--- Given problem ---
Reply with one number only: the count of lines below that contain the word "code".

Excerpt from a dataset:
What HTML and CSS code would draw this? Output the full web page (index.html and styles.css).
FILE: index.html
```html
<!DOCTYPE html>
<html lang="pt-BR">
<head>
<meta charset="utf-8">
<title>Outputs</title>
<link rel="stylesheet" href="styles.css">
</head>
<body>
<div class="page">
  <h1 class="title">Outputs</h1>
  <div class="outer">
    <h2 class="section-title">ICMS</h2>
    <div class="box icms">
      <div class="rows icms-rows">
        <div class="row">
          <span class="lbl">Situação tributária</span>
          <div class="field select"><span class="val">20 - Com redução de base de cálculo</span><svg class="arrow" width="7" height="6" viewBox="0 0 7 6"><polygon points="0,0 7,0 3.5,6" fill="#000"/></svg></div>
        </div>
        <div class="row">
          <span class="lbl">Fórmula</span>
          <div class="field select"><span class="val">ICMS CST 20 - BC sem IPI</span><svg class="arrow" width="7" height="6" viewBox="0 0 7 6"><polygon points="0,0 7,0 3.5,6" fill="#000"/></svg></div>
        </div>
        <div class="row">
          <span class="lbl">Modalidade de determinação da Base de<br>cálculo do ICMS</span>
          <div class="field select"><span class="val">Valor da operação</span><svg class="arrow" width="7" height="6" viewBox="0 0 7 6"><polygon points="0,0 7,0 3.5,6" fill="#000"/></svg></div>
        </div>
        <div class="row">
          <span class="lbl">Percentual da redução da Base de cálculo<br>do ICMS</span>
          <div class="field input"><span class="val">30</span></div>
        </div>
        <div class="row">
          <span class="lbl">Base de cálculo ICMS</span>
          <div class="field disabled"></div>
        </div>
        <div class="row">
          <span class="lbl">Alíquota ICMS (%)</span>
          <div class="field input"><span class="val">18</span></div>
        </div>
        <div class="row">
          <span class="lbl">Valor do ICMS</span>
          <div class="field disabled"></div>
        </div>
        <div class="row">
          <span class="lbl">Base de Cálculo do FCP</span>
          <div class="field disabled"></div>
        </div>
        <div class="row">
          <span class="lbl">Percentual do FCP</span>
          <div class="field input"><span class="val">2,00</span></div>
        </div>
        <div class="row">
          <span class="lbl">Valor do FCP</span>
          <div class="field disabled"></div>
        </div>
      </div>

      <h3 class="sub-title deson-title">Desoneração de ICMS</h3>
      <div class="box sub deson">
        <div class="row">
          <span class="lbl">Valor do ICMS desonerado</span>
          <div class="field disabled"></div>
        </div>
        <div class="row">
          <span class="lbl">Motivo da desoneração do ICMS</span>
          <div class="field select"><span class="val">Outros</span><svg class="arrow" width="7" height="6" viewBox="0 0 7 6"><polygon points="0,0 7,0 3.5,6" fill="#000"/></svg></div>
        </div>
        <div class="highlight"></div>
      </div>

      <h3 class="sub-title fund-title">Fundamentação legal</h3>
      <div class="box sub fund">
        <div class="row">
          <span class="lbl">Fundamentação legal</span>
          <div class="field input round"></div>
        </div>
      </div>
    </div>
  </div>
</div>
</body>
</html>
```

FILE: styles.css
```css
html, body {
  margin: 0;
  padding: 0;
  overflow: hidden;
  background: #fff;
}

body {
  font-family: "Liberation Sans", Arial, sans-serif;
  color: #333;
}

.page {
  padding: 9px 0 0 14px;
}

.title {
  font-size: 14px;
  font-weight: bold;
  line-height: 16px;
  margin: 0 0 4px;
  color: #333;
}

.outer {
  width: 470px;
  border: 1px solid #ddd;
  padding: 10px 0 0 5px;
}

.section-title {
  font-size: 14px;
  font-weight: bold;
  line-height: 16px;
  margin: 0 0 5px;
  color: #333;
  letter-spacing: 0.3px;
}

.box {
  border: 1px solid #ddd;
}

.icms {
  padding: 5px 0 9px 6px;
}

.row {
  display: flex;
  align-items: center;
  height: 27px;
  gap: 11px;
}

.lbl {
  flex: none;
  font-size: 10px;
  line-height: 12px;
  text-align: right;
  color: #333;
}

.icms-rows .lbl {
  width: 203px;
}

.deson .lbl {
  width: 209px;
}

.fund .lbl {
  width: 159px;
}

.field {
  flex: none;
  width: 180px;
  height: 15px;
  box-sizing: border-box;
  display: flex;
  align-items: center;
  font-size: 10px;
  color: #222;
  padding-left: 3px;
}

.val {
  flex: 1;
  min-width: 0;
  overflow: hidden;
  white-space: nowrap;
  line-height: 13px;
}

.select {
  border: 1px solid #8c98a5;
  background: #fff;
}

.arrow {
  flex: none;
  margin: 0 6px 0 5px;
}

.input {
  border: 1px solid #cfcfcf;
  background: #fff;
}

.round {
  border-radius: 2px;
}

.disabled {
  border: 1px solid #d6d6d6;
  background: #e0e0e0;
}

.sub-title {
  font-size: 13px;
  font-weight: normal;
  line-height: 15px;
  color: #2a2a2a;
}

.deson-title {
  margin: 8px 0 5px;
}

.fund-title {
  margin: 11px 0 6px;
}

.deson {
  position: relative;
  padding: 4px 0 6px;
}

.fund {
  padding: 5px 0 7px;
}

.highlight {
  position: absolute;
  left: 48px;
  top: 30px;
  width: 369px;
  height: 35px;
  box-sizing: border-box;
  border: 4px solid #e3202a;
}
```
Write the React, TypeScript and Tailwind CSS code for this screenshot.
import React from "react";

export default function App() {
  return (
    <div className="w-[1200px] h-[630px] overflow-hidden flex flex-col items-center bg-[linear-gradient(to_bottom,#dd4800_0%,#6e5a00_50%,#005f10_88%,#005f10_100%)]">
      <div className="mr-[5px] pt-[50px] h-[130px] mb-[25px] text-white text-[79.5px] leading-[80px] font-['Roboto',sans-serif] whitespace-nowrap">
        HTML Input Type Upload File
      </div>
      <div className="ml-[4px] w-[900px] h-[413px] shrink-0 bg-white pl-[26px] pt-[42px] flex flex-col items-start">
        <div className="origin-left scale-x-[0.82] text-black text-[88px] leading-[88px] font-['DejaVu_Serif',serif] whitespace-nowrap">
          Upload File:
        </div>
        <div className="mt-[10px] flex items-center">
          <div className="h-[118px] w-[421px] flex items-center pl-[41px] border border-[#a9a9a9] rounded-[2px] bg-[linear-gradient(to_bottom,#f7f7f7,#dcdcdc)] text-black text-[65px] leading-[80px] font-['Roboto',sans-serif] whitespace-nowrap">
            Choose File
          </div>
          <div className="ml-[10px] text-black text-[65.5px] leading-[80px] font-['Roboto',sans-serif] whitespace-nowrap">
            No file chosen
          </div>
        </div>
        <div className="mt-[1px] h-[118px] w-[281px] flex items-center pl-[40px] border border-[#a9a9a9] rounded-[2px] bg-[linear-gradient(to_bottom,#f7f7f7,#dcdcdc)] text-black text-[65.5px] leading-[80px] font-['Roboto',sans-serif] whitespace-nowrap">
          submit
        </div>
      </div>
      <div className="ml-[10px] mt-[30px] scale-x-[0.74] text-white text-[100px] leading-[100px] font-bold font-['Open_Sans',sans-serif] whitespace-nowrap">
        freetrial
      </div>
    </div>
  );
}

--

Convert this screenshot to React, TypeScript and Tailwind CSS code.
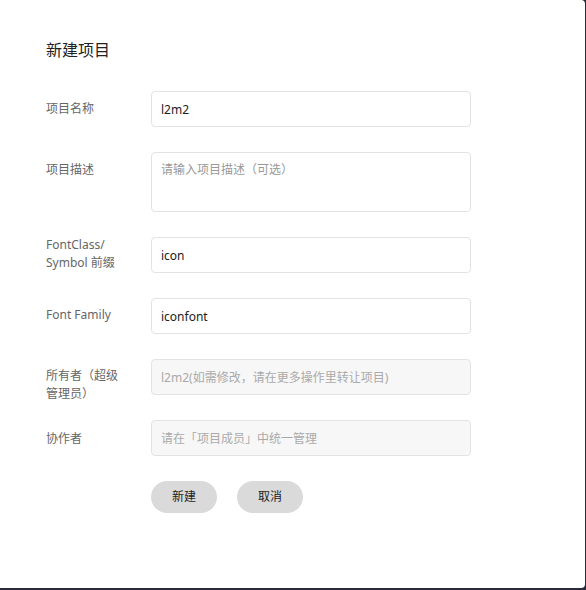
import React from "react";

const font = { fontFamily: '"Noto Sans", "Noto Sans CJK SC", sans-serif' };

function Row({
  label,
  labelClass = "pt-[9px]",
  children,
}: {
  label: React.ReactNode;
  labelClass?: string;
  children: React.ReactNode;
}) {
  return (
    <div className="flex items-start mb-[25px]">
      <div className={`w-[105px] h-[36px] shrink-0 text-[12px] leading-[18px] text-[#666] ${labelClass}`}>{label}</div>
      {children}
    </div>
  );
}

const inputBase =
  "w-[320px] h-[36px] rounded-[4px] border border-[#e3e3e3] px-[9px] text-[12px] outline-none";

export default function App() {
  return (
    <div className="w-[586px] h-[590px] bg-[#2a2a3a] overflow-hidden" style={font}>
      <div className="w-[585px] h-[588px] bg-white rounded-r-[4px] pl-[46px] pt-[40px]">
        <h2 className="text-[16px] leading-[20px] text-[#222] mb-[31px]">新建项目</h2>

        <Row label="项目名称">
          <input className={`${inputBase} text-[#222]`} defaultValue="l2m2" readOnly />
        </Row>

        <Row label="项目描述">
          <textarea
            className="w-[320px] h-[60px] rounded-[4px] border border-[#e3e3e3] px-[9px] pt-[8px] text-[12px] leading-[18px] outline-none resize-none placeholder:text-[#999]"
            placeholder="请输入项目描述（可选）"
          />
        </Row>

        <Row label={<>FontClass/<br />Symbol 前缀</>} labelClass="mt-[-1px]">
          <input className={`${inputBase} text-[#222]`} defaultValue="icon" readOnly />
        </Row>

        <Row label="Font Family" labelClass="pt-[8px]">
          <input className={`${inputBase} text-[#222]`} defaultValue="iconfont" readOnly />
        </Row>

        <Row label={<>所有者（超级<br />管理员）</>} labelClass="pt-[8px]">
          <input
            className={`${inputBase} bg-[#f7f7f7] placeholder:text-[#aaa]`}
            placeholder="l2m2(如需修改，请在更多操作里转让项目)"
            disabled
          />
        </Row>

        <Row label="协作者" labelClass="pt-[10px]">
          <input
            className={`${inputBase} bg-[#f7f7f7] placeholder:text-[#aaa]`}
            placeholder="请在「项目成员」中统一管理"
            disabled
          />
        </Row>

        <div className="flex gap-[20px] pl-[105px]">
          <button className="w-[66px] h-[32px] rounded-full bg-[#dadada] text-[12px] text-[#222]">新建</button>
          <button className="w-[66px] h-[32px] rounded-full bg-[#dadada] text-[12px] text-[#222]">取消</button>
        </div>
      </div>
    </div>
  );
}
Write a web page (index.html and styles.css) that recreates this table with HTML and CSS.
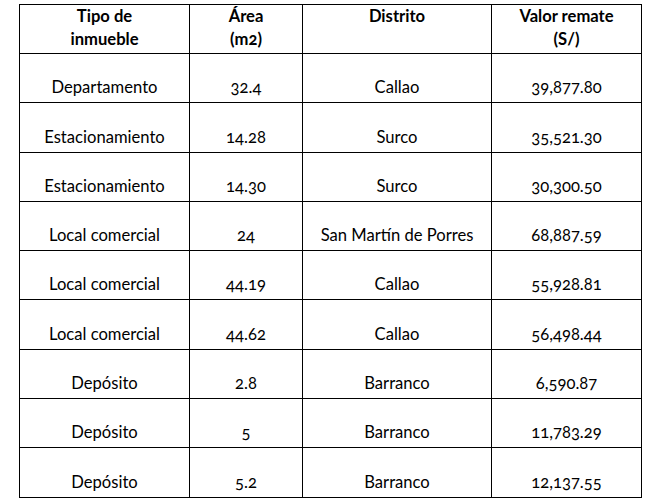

--- Result of this exercise ---
3